14 Nov 2018


We are pleased to announce that CIFF is launching Phase Two funding for In Their Hands and a new partnership with the Population Council.

Today at the International Conference on Family Planning (ICFP) in Kigali, Rwanda, CIFF Executive Director for Adolescence Miles Kemplay announced CIFF’s $14.6M commitment to In Their Hands, supporting its multi-country expansion, working towards providing 300,000 adolescent girls per year with sexual health services and contraception access by 2021. This funding builds on CIFF’s existing $14.9M programme with In Their Hands, which provides a digital platform for adolescent girls, so they can access sexual health services on their terms, holding providers accountable to quality and creating an environment where girls are fully supported to make their own decisions.

CIFF is also investing in Population Council to determine the feasibility of combining oral pre-exposure prophylaxis (PrEP) for HIV and oral contraceptives into one pill.

CIFF’s Executive Director for Adolescence Miles Kemplay said: ‘CIFF’s renewed funding for In Their Hands and new partnership with Population Council demonstrates our commitment to broadening access to sexual health products that are relevant to adolescent girls through channels that appeal to them. These investments stress the importance of convenience and accessibility for empowering girls to make their own decisions about their sexual health.’

In Their Hands

Only one in ten adolescent girls (15-19 years of age) in Kenya use any contraceptive method, and one in six Kenyan teenagers are mothers. There is evidence that a combination of educational and contraceptive-promoting interventions can lower the risk of unintended pregnancy by 66%.

In Their Hands delivers these interventions using girl-centred design, payments based on actual services delivered, and real-time data for decision-making. In its first year of operation, In Their Hands enrolled 125,000 girls with a high risk of unplanned pregnancy, 89,000 of whom accessed contraception or sexual health services.

CIFF’s renewed commitment and $14.6M Phase Two funding will support In Their Hands in reaching 100,000 new clients, reaching 300,000 girls each year by 2021.This second phase will help to scale up In Their Hands, which will attract the co-funding needed for multi-country expansion from 2020/21. The long-term goal is for this programme to be low-cost, sustainable, and easily accessible in multiple countries.

CIFF and Population Council

Every week, 15,000 young women and adolescent girls are infected with HIV. Addressing this challenge requires equipping them with new innovations that make HIV prevention easy, convenient and woman-controlled.

PrEP has not yet proven itself convenient enough for young women and adolescent girls due to a variety of factors. Young women and adolescent girls have struggled with regularly taking a PrEP pill every day; their perceived risk of infection fluctuates over time and explaining to their partners and families why they want to take PrEP can be difficult and stigmatising. In the face of these challenges, adolescent girls and young women are not sticking with PrEP. Yet millions of young women and adolescent girls in countries with the highest HIV prevalence are already habitually taking a daily pill – the contraceptive pill. Capitalising on a pre-existing habit by combining PrEP with a contraception pill could massively increase sustained and successful HIV-prevention.

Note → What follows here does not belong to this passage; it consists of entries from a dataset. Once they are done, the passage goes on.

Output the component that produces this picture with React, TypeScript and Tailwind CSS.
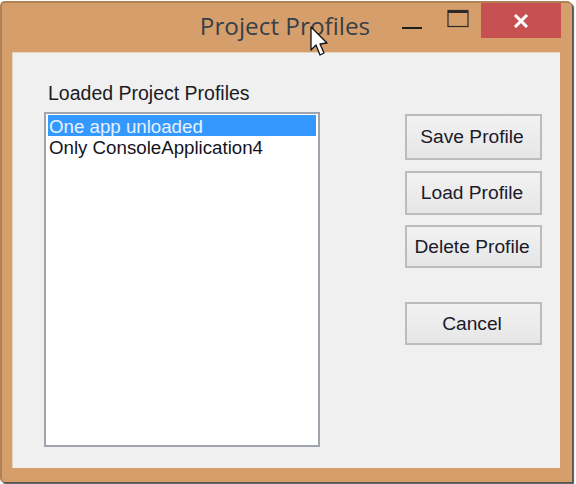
export default function App() {
  const btn =
    "w-[137px] pr-[3px] flex items-center justify-center border-2 border-[#bcbcbc] bg-gradient-to-b from-[#f2f2f2] to-[#e6e6e6] text-[19.2px] text-[#1a1a2a] leading-none whitespace-nowrap";
  return (
    <div className="w-[576px] h-[484px] bg-white overflow-hidden font-['Liberation_Sans',sans-serif]">
      <div className="relative w-[572px] h-[481px] mt-px bg-[#d69e6b] rounded-t-[5px] rounded-bl-[4px] border-l-2 border-t-2 border-[#b08155] shadow-[2px_2px_1px_#555] flex flex-col">
        <div className="h-[49px] flex shrink-0 relative">
          <div className="flex-1 flex justify-center pl-[168px] pt-[8px] text-[24.3px] leading-[30px] text-[#36404a] font-['Open_Sans',sans-serif]">
            Project Profiles
          </div>
          <div className="flex items-start shrink-0 mr-[11px]">
            <svg width="24" height="32" className="mt-[7px] mr-[22px]" viewBox="0 0 24 32">
              <rect x="2" y="17" width="20" height="2" fill="#1e1e1e" />
            </svg>
            <svg width="24" height="30" className="mt-[-2px] mr-[11px]" viewBox="0 0 24 30">
              <rect x="2" y="9.5" width="20" height="16" fill="none" stroke="#2a2a2a" strokeWidth="1.2" />
              <rect x="2" y="9" width="20" height="3" fill="#2a2a2a" />
            </svg>
            <div className="w-[80px] h-[35px] bg-[#c75050] flex items-center justify-center">
              <svg width="16" height="14" viewBox="0 0 16 14">
                <path d="M2 1 L14 13 M14 1 L2 13" stroke="#fff" strokeWidth="3" />
              </svg>
            </div>
          </div>
          <svg className="absolute left-[307px] top-[22px]" width="24" height="36" viewBox="0 0 24 36">
            <path d="M2 2 L2 25 L7 20 L11 30 L15 28 L11 19 L18 18 Z" fill="#fff" stroke="#111" strokeWidth="1.3" strokeLinejoin="round" />
          </svg>
        </div>
        <div className="ml-[10px] mr-[12px] h-[416px] bg-[#f0f0f0] flex border-t border-l border-[#e6d2bd]">
          <div className="ml-[31px] w-[276px] flex flex-col">
            <div className="mt-[30px] ml-[4px] h-[20px] text-[19.5px] leading-[20px] text-[#1a1a24] whitespace-nowrap">Loaded Project Profiles</div>
            <div className="mt-[9px] h-[335px] border-2 border-[#a0a4ac] bg-white p-px">
              <div className="h-[21px] mx-px bg-[#3399ff] text-[#e8f2ff] text-[18.7px] leading-[24px] pl-[1px] whitespace-nowrap">One app unloaded</div>
              <div className="h-[21px] mx-px text-[#14141e] text-[18.7px] leading-[24px] pl-[1px] whitespace-nowrap">Only ConsoleApplication4</div>
            </div>
          </div>
          <div className="ml-[85px] pt-[61px] flex flex-col">
            <div className={`${btn} h-[46px]`}>Save Profile</div>
            <div className={`${btn} h-[44px] mt-[11px]`}>Load Profile</div>
            <div className={`${btn} h-[43px] mt-[10px]`}>Delete Profile</div>
            <div className={`${btn} h-[43px] mt-[34px]`}>Cancel</div>
          </div>
        </div>
      </div>
    </div>
  );
}
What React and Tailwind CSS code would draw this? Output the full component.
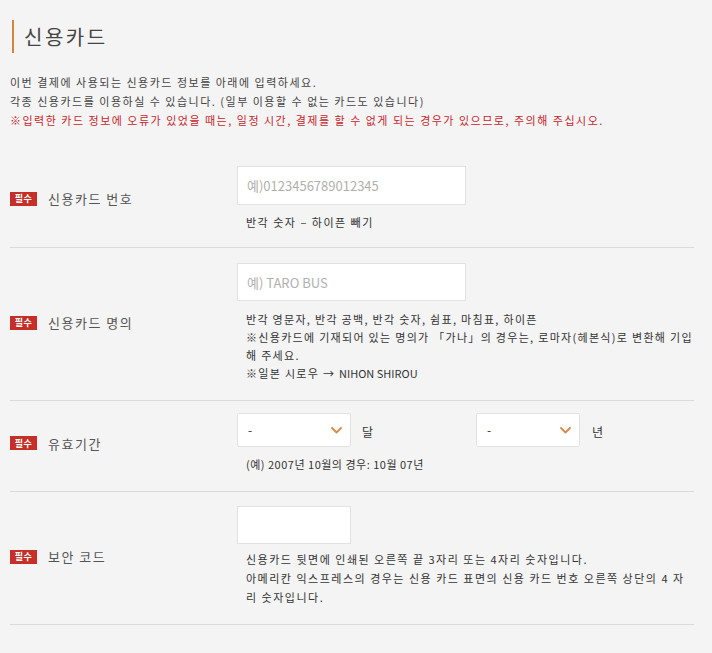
import React from "react";

const font = { fontFamily: '"Noto Sans CJK KR", "Noto Sans", sans-serif' };

function Badge() {
  return (
    <span className="inline-flex items-center justify-center w-[27px] h-[14px] bg-[#c62f28] text-white text-[9px] leading-none font-bold tracking-[0.5px]">
      필수
    </span>
  );
}

function Label({ children }) {
  return (
    <div className="w-[227px] shrink-0 flex items-center">
      <Badge />
      <span className="ml-[11px] text-[13px] text-[#555] leading-none tracking-[1.5px]">{children}</span>
    </div>
  );
}

function Chevron() {
  return (
    <svg width="11" height="7" viewBox="0 0 11 7" fill="none">
      <path d="M1 1l4.5 4.5L10 1" stroke="#d9894a" strokeWidth="1.8" strokeLinecap="round" strokeLinejoin="round" />
    </svg>
  );
}

function Select({ w }) {
  return (
    <div className={`${w} h-[34px] bg-white border border-[#e2e2e2] rounded-[2px] flex items-center justify-between pl-[10px] pr-[8px]`}>
      <span className="text-[12px] text-[#333] leading-none">-</span>
      <Chevron />
    </div>
  );
}

function Row({ label, pad, children }) {
  return (
    <div className={`flex items-center ${pad} border-b-[1.5px] border-[#d9d9d9]`}>
      <Label>{label}</Label>
      <div className="flex-1">{children}</div>
    </div>
  );
}

export default function App() {
  return (
    <div className="w-[712px] h-[653px] bg-[#f4f4f4] overflow-hidden text-[#333]" style={font}>
      <div className="pl-[10px] pr-[18px]">
        <div className="pt-[20px] flex items-center">
          <div className="w-[2px] h-[33px] bg-[#d5853e] ml-[2px]" />
          <h1 className="ml-[10px] text-[20px] text-[#444] leading-none tracking-[2.5px]">신용카드</h1>
        </div>
        <div className="mt-[20px] text-[11px] leading-[19px] tracking-[1.5px]">
          <p className="text-[#444]">이번 결제에 사용되는 신용카드 정보를 아래에 입력하세요.</p>
          <p className="text-[#444]">각종 신용카드를 이용하실 수 있습니다. (일부 이용할 수 없는 카드도 있습니다)</p>
          <p className="text-[#c8262c]">※입력한 카드 정보에 오류가 있었을 때는, 일정 시간, 결제를 할 수 없게 되는 경우가 있으므로, 주의해 주십시오.</p>
        </div>

        <div className="mt-[22px]">
          <Row label="신용카드 번호" pad="pt-[14px] pb-[16px]">
            <input
              className="w-[229px] h-[39px] bg-white border border-[#e2e2e2] px-[9px] text-[13px] outline-none placeholder:text-[#b0b0b0]"
              placeholder="예)0123456789012345"
            />
            <p className="mt-[8px] pl-[9px] text-[11px] leading-[18px] tracking-[1.5px]">반각 숫자 – 하이픈 빼기</p>
          </Row>

          <Row label="신용카드 명의" pad="pt-[15px] pb-[18px]">
            <input
              className="w-[229px] h-[38px] bg-white border border-[#e2e2e2] px-[9px] text-[13px] outline-none placeholder:text-[#b0b0b0]"
              placeholder="예) TARO BUS"
            />
            <div className="mt-[9px] pl-[9px] text-[11px] leading-[18px] tracking-[1.3px]">
              <p>반각 영문자, 반각 공백, 반각 숫자, 쉼표, 마침표, 하이픈</p>
              <p>※신용카드에 기재되어 있는 명의가 「가나」의 경우는, 로마자(헤본식)로 변환해 기입해 주세요.</p>
              <p>※일본 시로우 → <span className="tracking-normal">NIHON SHIROU</span></p>
            </div>
          </Row>

          <Row label="유효기간" pad="pt-[12px] pb-[18px]">
            <div className="flex items-center">
              <Select w="w-[114px]" />
              <span className="ml-[11px] text-[12px] w-[114px] pt-[4px]">달</span>
              <Select w="w-[104px]" />
              <span className="ml-[12px] text-[12px] pt-[4px]">년</span>
            </div>
            <p className="mt-[8px] pl-[9px] text-[11px] leading-[18px] tracking-[0.5px]">(예) 2007년 10월의 경우: 10월 07년</p>
          </Row>

          <Row label="보안 코드" pad="pt-[14px] pb-[17px]">
            <input className="w-[114px] h-[38px] bg-white border border-[#e2e2e2] outline-none" />
            <div className="mt-[6px] pl-[9px] pr-[4px] text-[11px] leading-[19px] tracking-[1.5px]">
              <p>신용카드 뒷면에 인쇄된 오른쪽 끝 3자리 또는 4자리 숫자입니다.</p>
              <p>아메리칸 익스프레스의 경우는 신용 카드 표면의 신용 카드 번호 오른쪽 상단의 4 자리 숫자입니다.</p>
            </div>
          </Row>
        </div>
      </div>
    </div>
  );
}
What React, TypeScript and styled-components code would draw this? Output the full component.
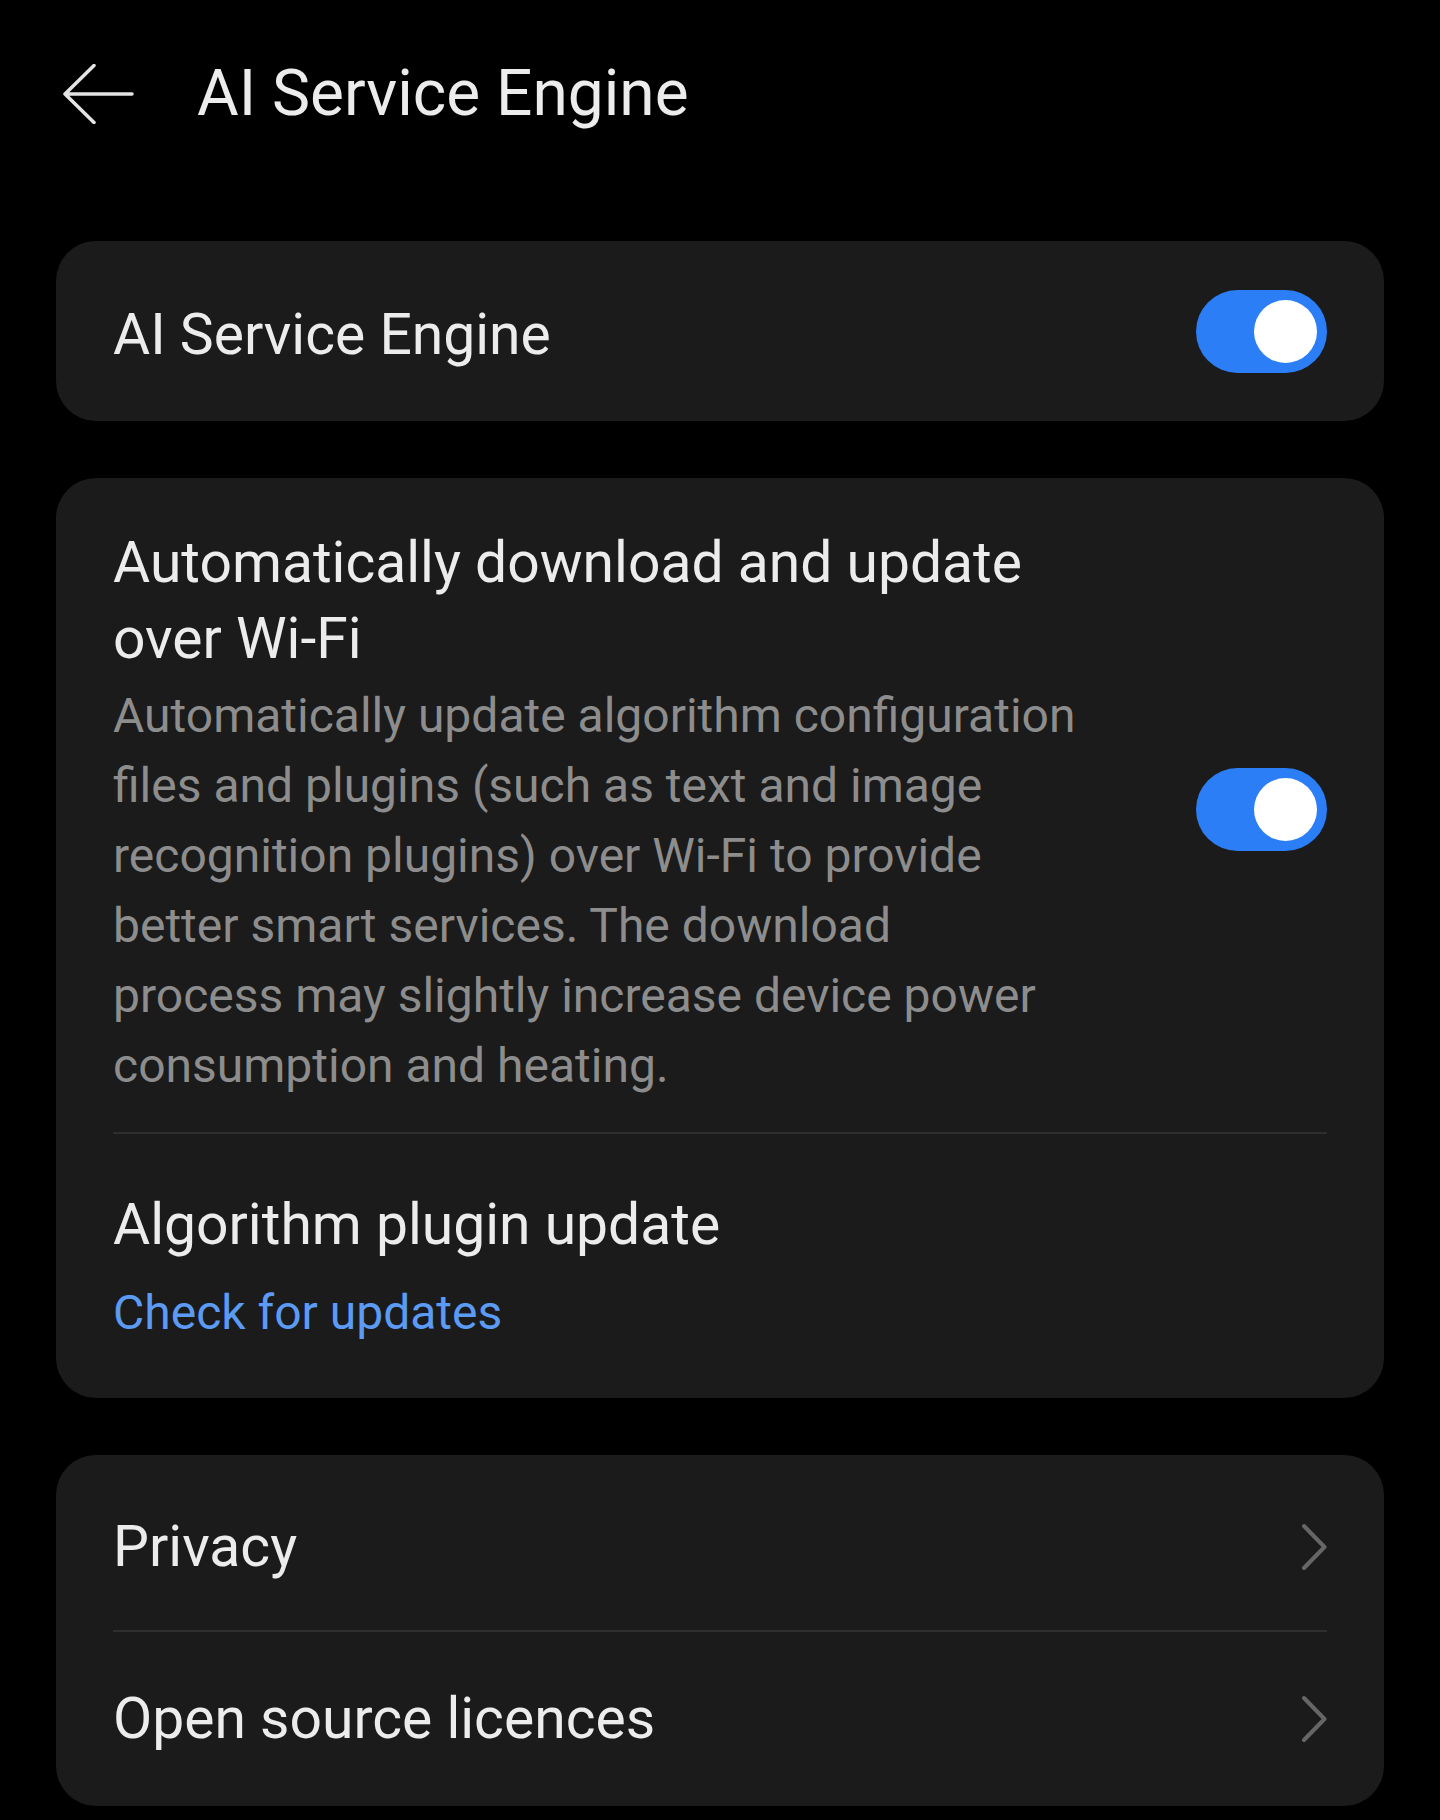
import React from "react";
import styled, { createGlobalStyle } from "styled-components";

const GlobalStyle = createGlobalStyle`
  html, body {
    margin: 0;
    padding: 0;
    background: #000000;
  }
  body {
    font-family: Roboto, "Noto Sans", "Liberation Sans", Arial, sans-serif;
    -webkit-font-smoothing: antialiased;
  }
  * {
    box-sizing: border-box;
  }
`;

const Page = styled.div`
  width: 1440px;
  min-height: 1820px;
  padding: 0 56px;
  background: #000000;
  display: flex;
  flex-direction: column;
`;

const Header = styled.header`
  height: 188px;
  display: flex;
  align-items: center;
  padding-left: 6px;
  gap: 63px;
`;

const BackButton = styled.button`
  width: 72px;
  height: 60px;
  padding: 0;
  border: 0;
  background: none;
  color: #e4e4e4;
  display: flex;
  align-items: center;
  justify-content: center;
  cursor: pointer;
`;

const PageTitle = styled.h1`
  margin: 0;
  font-size: 64px;
  font-weight: 400;
  line-height: 1;
  color: #ececec;
`;

const Cards = styled.main`
  display: flex;
  flex-direction: column;
  gap: 57px;
  margin-top: 53px;
`;

const Card = styled.section`
  background: #1b1b1b;
  border-radius: 40px;
  display: flex;
  flex-direction: column;
`;

const Row = styled.div<{ $height?: number; $padTop?: number; $padBottom?: number }>`
  display: flex;
  align-items: center;
  justify-content: space-between;
  gap: 56px;
  padding: ${(p) => p.$padTop ?? 0}px 57px ${(p) => p.$padBottom ?? 0}px;
  ${(p) => (p.$height ? `height: ${p.$height}px;` : "")}
  cursor: pointer;
`;

const TextBlock = styled.div`
  flex: 1;
  min-width: 0;
  display: flex;
  flex-direction: column;
`;

const ItemTitle = styled.div<{ $maxWidth?: number; $drop?: number }>`
  font-size: 57px;
  font-weight: 400;
  line-height: 76px;
  color: #ececec;
  ${(p) => (p.$maxWidth ? `max-width: ${p.$maxWidth}px;` : "")}
  ${(p) => (p.$drop ? `padding-top: ${p.$drop}px;` : "")}
`;

const Description = styled.div`
  margin-top: 4px;
  font-size: 48px;
  line-height: 70px;
  color: #8d8d8d;
  white-space: nowrap;
`;

const LinkText = styled.div`
  margin-top: 18px;
  font-size: 48px;
  line-height: 64px;
  color: #5b9bf3;
`;

const Divider = styled.hr`
  margin: 0 57px;
  border: 0;
  height: 2px;
  background: #2e2e2e;
`;

const Track = styled.div<{ $on: boolean; $lift?: number }>`
  flex: none;
  width: 131px;
  height: 83px;
  border-radius: 42px;
  padding: 0 10px;
  margin-bottom: ${(p) => p.$lift ?? 0}px;
  background: ${(p) => (p.$on ? "#2b7ef6" : "#4a4a4a")};
  display: flex;
  align-items: center;
  justify-content: ${(p) => (p.$on ? "flex-end" : "flex-start")};
`;

const Thumb = styled.div`
  width: 63px;
  height: 63px;
  border-radius: 50%;
  background: #ffffff;
`;

const Chevron = styled.svg`
  flex: none;
  width: 26px;
  height: 48px;
  color: #666666;
`;

const Toggle: React.FC<{ on: boolean; lift?: number }> = ({ on, lift }) => (
  <Track $on={on} $lift={lift} role="switch" aria-checked={on}>
    <Thumb />
  </Track>
);

const ChevronRight = () => (
  <Chevron viewBox="0 0 26 48" fill="none">
    <path d="M3 3 L23.5 24 L3 45" stroke="currentColor" strokeWidth="4" strokeLinecap="round" strokeLinejoin="round" />
  </Chevron>
);

const descriptionLines = [
  "Automatically update algorithm configuration",
  "files and plugins (such as text and image",
  "recognition plugins) over Wi-Fi to provide",
  "better smart services. The download",
  "process may slightly increase device power",
  "consumption and heating.",
];

export default function App() {
  return (
    <>
      <GlobalStyle />
      <Page>
        <Header>
          <BackButton aria-label="Back">
            <svg width="72" height="60" viewBox="0 0 72 60" fill="none">
              <path
                d="M70 30 H3 M32 1.5 L3 30 L32 58.5"
                stroke="currentColor"
                strokeWidth="3.5"
                strokeLinecap="round"
                strokeLinejoin="round"
              />
            </svg>
          </BackButton>
          <PageTitle>AI Service Engine</PageTitle>
        </Header>
        <Cards>
          <Card>
            <Row $height={180}>
              <ItemTitle $drop={7}>AI Service Engine</ItemTitle>
              <Toggle on />
            </Row>
          </Card>

          <Card>
            <Row $padTop={47} $padBottom={31}>
              <TextBlock>
                <ItemTitle $maxWidth={980}>Automatically download and update over Wi-Fi</ItemTitle>
                <Description>
                  {descriptionLines.map((line, i) => (
                    <React.Fragment key={i}>
                      {line}
                      {i < descriptionLines.length - 1 && <br />}
                    </React.Fragment>
                  ))}
                </Description>
              </TextBlock>
              <Toggle on lift={7} />
            </Row>
            <Divider />
            <Row $padTop={53} $padBottom={53}>
              <TextBlock>
                <ItemTitle>Algorithm plugin update</ItemTitle>
                <LinkText>Check for updates</LinkText>
              </TextBlock>
            </Row>
          </Card>

          <Card>
            <Row $height={175} $padTop={8}>
              <ItemTitle>Privacy</ItemTitle>
              <ChevronRight />
            </Row>
            <Divider />
            <Row $height={174}>
              <ItemTitle>Open source licences</ItemTitle>
              <ChevronRight />
            </Row>
          </Card>
        </Cards>
      </Page>
    </>
  );
}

Partnering with Population Council on exploratory work to determine product and market feasibility of a combined contraceptive and HIV-prevention pill is a critical first step to successfully developing and launching a dual pill that meets the needs of adolescent girls and young women.

‘We are excited to partner with CIFF to understand the market and regulatory and technical challenges required to bring such a needed product to market,’ said Jim Sailer, Executive Director of the Center for Biomedical Research at the Population Council. ‘Adolescent girls and women deserve a range of options to meet their sexual and reproductive health needs, and this contraceptive HIV prevention product would be an exciting advance in the field of global health.’